Start Available records
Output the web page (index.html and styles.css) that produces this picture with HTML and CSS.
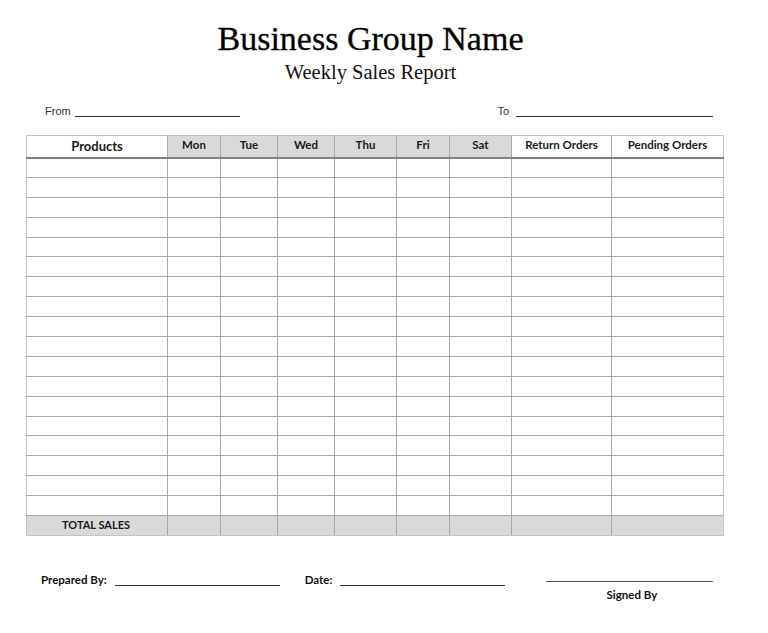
FILE: index.html
```html
<!DOCTYPE html>
<html lang="en">
<head>
<meta charset="utf-8">
<title>Weekly Sales Report</title>
<link rel="stylesheet" href="styles.css">
</head>
<body>
<div class="page">
  <header class="head">
    <h1 class="title">Business Group Name</h1>
    <p class="subtitle">Weekly Sales Report</p>
  </header>
  <div class="range">
    <div class="field"><span class="label">From</span><span class="blank blank-from"></span></div>
    <div class="field"><span class="label label-to">To</span><span class="blank blank-to"></span></div>
  </div>
  <table class="sheet">
    <colgroup>
      <col class="c-prod"><col class="c-mon"><col class="c-tue"><col class="c-wed"><col class="c-thu"><col class="c-fri"><col class="c-sat"><col class="c-ret"><col class="c-pend">
    </colgroup>
    <thead>
      <tr>
        <th class="h-prod">Products</th>
        <th class="h-day">Mon</th>
        <th class="h-day">Tue</th>
        <th class="h-day">Wed</th>
        <th class="h-day">Thu</th>
        <th class="h-day">Fri</th>
        <th class="h-day">Sat</th>
        <th>Return Orders</th>
        <th>Pending Orders</th>
      </tr>
    </thead>
    <tbody>
      <tr><td></td><td></td><td></td><td></td><td></td><td></td><td></td><td></td><td></td></tr>
      <tr><td></td><td></td><td></td><td></td><td></td><td></td><td></td><td></td><td></td></tr>
      <tr><td></td><td></td><td></td><td></td><td></td><td></td><td></td><td></td><td></td></tr>
      <tr><td></td><td></td><td></td><td></td><td></td><td></td><td></td><td></td><td></td></tr>
      <tr><td></td><td></td><td></td><td></td><td></td><td></td><td></td><td></td><td></td></tr>
      <tr><td></td><td></td><td></td><td></td><td></td><td></td><td></td><td></td><td></td></tr>
      <tr><td></td><td></td><td></td><td></td><td></td><td></td><td></td><td></td><td></td></tr>
      <tr><td></td><td></td><td></td><td></td><td></td><td></td><td></td><td></td><td></td></tr>
      <tr><td></td><td></td><td></td><td></td><td></td><td></td><td></td><td></td><td></td></tr>
      <tr><td></td><td></td><td></td><td></td><td></td><td></td><td></td><td></td><td></td></tr>
      <tr><td></td><td></td><td></td><td></td><td></td><td></td><td></td><td></td><td></td></tr>
      <tr><td></td><td></td><td></td><td></td><td></td><td></td><td></td><td></td><td></td></tr>
      <tr><td></td><td></td><td></td><td></td><td></td><td></td><td></td><td></td><td></td></tr>
      <tr><td></td><td></td><td></td><td></td><td></td><td></td><td></td><td></td><td></td></tr>
      <tr><td></td><td></td><td></td><td></td><td></td><td></td><td></td><td></td><td></td></tr>
      <tr><td></td><td></td><td></td><td></td><td></td><td></td><td></td><td></td><td></td></tr>
      <tr><td></td><td></td><td></td><td></td><td></td><td></td><td></td><td></td><td></td></tr>
      <tr><td></td><td></td><td></td><td></td><td></td><td></td><td></td><td></td><td></td></tr>
    </tbody>
    <tfoot>
      <tr class="total"><th>TOTAL SALES</th><td></td><td></td><td></td><td></td><td></td><td></td><td></td><td></td></tr>
    </tfoot>
  </table>
  <footer class="sign">
    <div class="field"><span class="label-b">Prepared By:</span><span class="blank blank-prep"></span></div>
    <div class="field"><span class="label-b">Date:</span><span class="blank blank-date"></span></div>
    <div class="signed"><span class="sig-line"></span><span class="label-b">Signed By</span></div>
  </footer>
</div>
</body>
</html>
```

FILE: styles.css
```css
* { box-sizing: border-box; }
html, body { margin: 0; padding: 0; background: #fff; }
body {
  width: 768px;
  height: 633px;
  font-family: "Lato", "Open Sans", sans-serif;
  color: #1a1a1a;
}
.page {
  padding: 18px 45px 0 26px;
}
.head {
  text-align: center;
  padding-right: 8px;
}
.title {
  margin: 0;
  font-family: "Liberation Serif", "DejaVu Serif", serif;
  font-weight: normal;
  font-size: 34px;
  line-height: 42px;
  color: #000;
  -webkit-text-stroke: 0.3px #000;
}
.subtitle {
  margin: 0;
  font-family: "Liberation Serif", "DejaVu Serif", serif;
  font-size: 20.5px;
  line-height: 24px;
  color: #111;
}
.range {
  display: flex;
  justify-content: space-between;
  align-items: flex-start;
  padding: 21px 10px 0 19px;
  height: 51px;
}
.field {
  display: flex;
  align-items: flex-end;
}
.label {
  font-family: "Liberation Sans", "Arial", sans-serif;
  font-size: 11px;
  line-height: 13px;
  margin-right: 4px;
  color: #333;
}
.label-to { margin-right: 7px; }
.blank {
  display: block;
  border-bottom: 1px solid #333;
  height: 1px;
  margin-bottom: 1px;
}
.blank-from { width: 165px; }
.blank-to { width: 197px; }

.sheet {
  border-collapse: collapse;
  table-layout: fixed;
  width: 697px;
  border: 1px solid #c4c4c4;
}
.c-prod { width: 141px; }
.c-mon { width: 53px; }
.c-tue { width: 57px; }
.c-wed { width: 57px; }
.c-thu { width: 62px; }
.c-fri { width: 53px; }
.c-sat { width: 62px; }
.c-ret { width: 100px; }
.c-pend { width: 112px; }

.sheet th, .sheet td {
  border: 1px solid #a8a8a8;
  padding: 0;
}
.sheet thead th {
  height: 22px;
  font-size: 11.5px;
  font-weight: bold;
  color: #1a1a1a;
  text-align: center;
  vertical-align: middle;
  padding-bottom: 3px;
  border-top-color: #c4c4c4;
  border-bottom: 2px solid #808080;
}
.sheet thead th:first-child { border-left-color: #c4c4c4; }
.sheet thead th:last-child { border-right-color: #c4c4c4; }
.sheet thead .h-prod { font-size: 13px; padding-bottom: 1px; }
.sheet thead .h-day { background: #d9d9d9; }
.sheet tbody td { height: 19.9px; }
.sheet tbody td:first-child { border-left-color: #c4c4c4; }
.sheet tbody td:last-child { border-right-color: #c4c4c4; }
.total th, .total td {
  background: #d9d9d9;
  height: 20px;
  border-bottom-color: #c4c4c4;
}
.total th {
  font-size: 11px;
  font-weight: bold;
  text-align: center;
  padding-right: 2px;
  padding-bottom: 3px;
  border-left-color: #c4c4c4;
}
.total td:last-child { border-right-color: #c4c4c4; }

.sign {
  display: flex;
  align-items: flex-start;
  padding: 37px 0 0 15px;
}
.label-b {
  font-size: 11.5px;
  font-weight: bold;
  line-height: 14px;
  color: #111;
  margin-right: 8px;
}
.blank-prep { width: 165px; margin-right: 25px; }
.blank-date { width: 165px; margin-right: 41px; }
.signed {
  display: flex;
  flex-direction: column;
  align-items: center;
  width: 167px;
  padding-top: 8px;
}
.sig-line {
  display: block;
  width: 167px;
  border-bottom: 1px solid #555;
  margin-bottom: 6px;
}
.signed .label-b { margin-right: 0; padding-left: 4px; }
```
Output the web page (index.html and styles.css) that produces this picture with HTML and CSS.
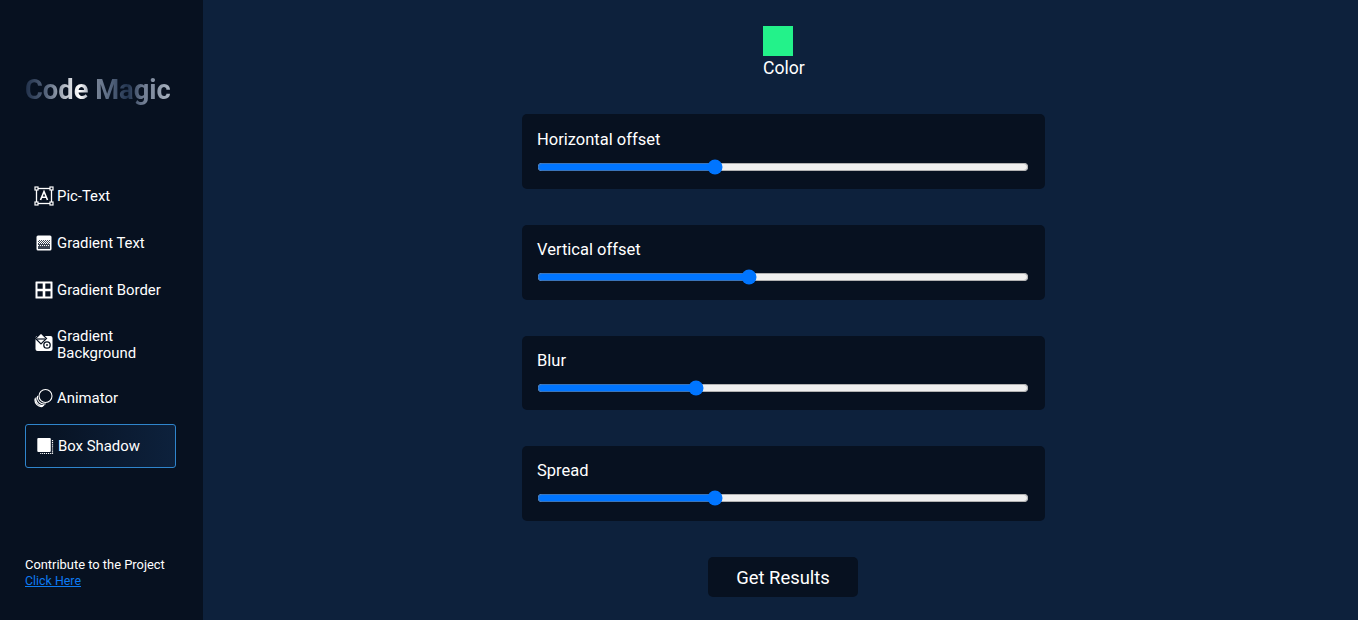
FILE: index.html
```html
<!DOCTYPE html>
<html lang="en">
  <head>
    <title>Code Magic</title>
    <meta charset="UTF-8" />
    <meta name="viewport" content="width=device-width" />
    <link rel="stylesheet" href="styles.css">
  </head>
  <body>
    <aside class="sidebar">
      <h1 class="logo">Code Magic</h1>
      <nav class="nav">
        <a class="nav-item" href="#">
          <svg class="icon" viewBox="0 0 20 20" fill="none" stroke="#fff">
            <rect x="2.500" y="2.500" width="15" height="15" stroke-width="1.300" />
            <rect x="1" y="1" width="3" height="3" fill="#071120" stroke-width="1.200" />
            <rect x="16" y="1" width="3" height="3" fill="#071120" stroke-width="1.200" />
            <rect x="1" y="16" width="3" height="3" fill="#071120" stroke-width="1.200" />
            <rect x="16" y="16" width="3" height="3" fill="#071120" stroke-width="1.200" />
            <path d="M6.500 14 10 5.500 13.500 14M7.700 11.200h4.600" stroke-width="1.600" />
          </svg>
          <span>Pic-Text</span>
        </a>
        <a class="nav-item" href="#">
          <svg class="icon" viewBox="0 0 20 20">
            <rect x="2.500" y="2.500" width="15" height="15" rx="1.500" fill="#fff" />
            <rect x="4" y="7" width="12" height="9" fill="#3d4552" />
            <path d="M4 7h1v1H4zM6 7h1v1H6zM8 7h1v1H8zM10 7h1v1h-1zM12 7h1v1h-1zM14 7h1v1h-1zM5 8h1v1H5zM7 8h1v1H7zM9 8h1v1H9zM11 8h1v1h-1zM13 8h1v1h-1zM15 8h1v1h-1zM4 9h1v1H4zM6 9h1v1H6zM8 9h1v1H8zM10 9h1v1h-1zM12 9h1v1h-1zM14 9h1v1h-1zM5 10h1v1H5zM7 10h1v1H7zM9 10h1v1H9zM11 10h1v1h-1zM13 10h1v1h-1zM15 10h1v1h-1zM4 12h1v1H4zM6 12h1v1H6zM8 12h1v1H8zM10 12h1v1h-1zM12 12h1v1h-1zM14 12h1v1h-1z" fill="#fff" />
          </svg>
          <span>Gradient Text</span>
        </a>
        <a class="nav-item" href="#">
          <svg class="icon" viewBox="0 0 20 20" fill="#fff">
            <path fill-rule="evenodd" d="M2 1.500h16a.5.5 0 0 1 .5.5v16a.5.5 0 0 1-.5.5H2a.5.5 0 0 1-.5-.5V2a.5.5 0 0 1 .5-.5ZM3.500 3.500v5.200h5.200V3.500ZM11.300 3.500v5.200h5.200V3.500ZM3.500 11.300v5.200h5.200v-5.200ZM11.300 11.300v5.200h5.200v-5.200Z" />
          </svg>
          <span>Gradient Border</span>
        </a>
        <a class="nav-item tall" href="#">
          <svg class="icon" viewBox="0 0 20 20">
            <rect x="1.500" y="4" width="17" height="15" rx="2" fill="#fff" />
            <path d="M7 1 12.500 6.500 7 12 1.500 6.500Z" fill="#fff" stroke="#071120" stroke-width="1.200" />
            <path d="M3 7h8" stroke="#071120" stroke-width="1.200" />
            <circle cx="13" cy="13" r="3.200" fill="#fff" stroke="#071120" stroke-width="1.300" />
            <circle cx="13" cy="13" r=".9" fill="#071120" />
          </svg>
          <span>Gradient Background</span>
        </a>
        <a class="nav-item" href="#">
          <svg class="icon" viewBox="0 0 20 20" fill="none" stroke="#fff" stroke-width="1.100">
            <circle cx="11.500" cy="8" r="6.500" />
            <path d="M3.700 7.800A6.500 6.500 0 0 0 11.700 15.800M2.200 9.300A6.500 6.500 0 0 0 10.200 17.300M1.200 10.300A6.500 6.500 0 0 0 9.200 18.300" />
          </svg>
          <span>Animator</span>
        </a>
        <a class="nav-item active" href="#">
          <svg class="icon" viewBox="0 0 20 20">
            <rect x="2.300" y="2" width="13.500" height="14" rx="1" fill="#fff" />
            <path d="M17.500 4v13.500H5" fill="none" stroke="#fff" stroke-width="1.200" stroke-dasharray="1.200 .9" />
          </svg>
          <span>Box Shadow</span>
        </a>
      </nav>
      <div class="contribute">
        <p>Contribute to the Project</p>
        <a href="#">Click Here</a>
      </div>
    </aside>
    <main class="main">
      <div class="color-field">
        <div class="swatch"></div>
        <label>Color</label>
      </div>
      <div class="panel">
        <label for="horizontal">Horizontal offset</label>
        <input type="range" id="horizontal" min="0" max="100" step="0.1" value="35.7" />
      </div>
      <div class="panel">
        <label for="vertical">Vertical offset</label>
        <input type="range" id="vertical" min="0" max="100" step="0.1" value="42.9" />
      </div>
      <div class="panel">
        <label for="blur">Blur</label>
        <input type="range" id="blur" min="0" max="100" step="0.1" value="31.7" />
      </div>
      <div class="panel">
        <label for="spread">Spread</label>
        <input type="range" id="spread" min="0" max="100" step="0.1" value="35.7" />
      </div>
      <button class="results">Get Results</button>
    </main>
  </body>
</html>
```
FILE: styles.css
```css
/* Reset */
* {
  margin: 0;
  padding: 0;
  box-sizing: border-box;
  font-family: Roboto, "Noto Sans", sans-serif;
}

body {
  display: flex;
  height: 620px;
  overflow: hidden;
  background-color: #0d213c;
  color: #fff;
}

/* Sidebar */
.sidebar {
  width: 203px;
  flex-shrink: 0;
  display: flex;
  flex-direction: column;
  padding: 0 27px 31px 25px;
  background-color: #071120;
}

.logo {
  margin-top: 74px;
  font-size: 27.3px;
  line-height: 32px;
  font-weight: 700;
  white-space: nowrap;
  color: transparent;
  background: linear-gradient(90deg, #1f2f49 0%, #56657c 14%, #ffffff 36%, #7f8a9b 45%, #5c6c84 55%, #22344f 68%, #6d7a90 78%, #b5bfca 100%);
  -webkit-background-clip: text;
  background-clip: text;
}

.nav {
  margin-top: 68px;
  display: flex;
  flex-direction: column;
  gap: 3px;
}

.nav-item {
  display: flex;
  align-items: center;
  gap: 3px;
  min-height: 44px;
  padding: 11px 8px;
  border: 1px solid transparent;
  border-radius: 3px;
  font-size: 14.9px;
  line-height: 17px;
  color: #fff;
  text-decoration: none;
}

.nav-item.tall {
  padding: 12px 8px 10px;
}

.nav-item.tall .icon {
  margin-bottom: 6px;
}

.nav-item.active {
  margin-top: 1px;
  padding-left: 9px;
  border-color: #2f85cc;
  background: linear-gradient(90deg, #071120, #0d213c);
}

.icon {
  width: 20px;
  height: 20px;
  flex-shrink: 0;
}

.contribute {
  margin-top: auto;
  font-size: 12.9px;
  line-height: 16px;
}

.contribute a {
  font-size: 12.4px;
  color: #0d7bf2;
}

/* Main */
.main {
  flex: 1;
  display: flex;
  flex-direction: column;
  align-items: center;
  padding: 26px 0 0 6px;
}

.color-field {
  width: 41px;
  margin-bottom: 34.4px;
  font-size: 17.6px;
  line-height: 24px;
}

.swatch {
  width: 30px;
  height: 30px;
  background-color: #23f28a;
}

.panel {
  width: 523px;
  height: 74.6px;
  margin-bottom: 36px;
  padding: 14.2px 15px 0;
  border-radius: 5px;
  background-color: #071120;
  font-size: 16.5px;
  line-height: 21px;
}

.panel label {
  display: block;
}

.panel input {
  display: block;
  width: 492px;
  height: 16px;
  margin: 9px 0 0;
}

.results {
  width: 150px;
  height: 40px;
  margin-right: 1px;
  padding-top: 2px;
  border: none;
  border-radius: 5px;
  background-color: #071120;
  color: #fff;
  font-size: 18.4px;
}
```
End Available records
[Problem requirements] Count the lines in the entries that hold the word "page", and give nothing but the total.

[Correct result] 4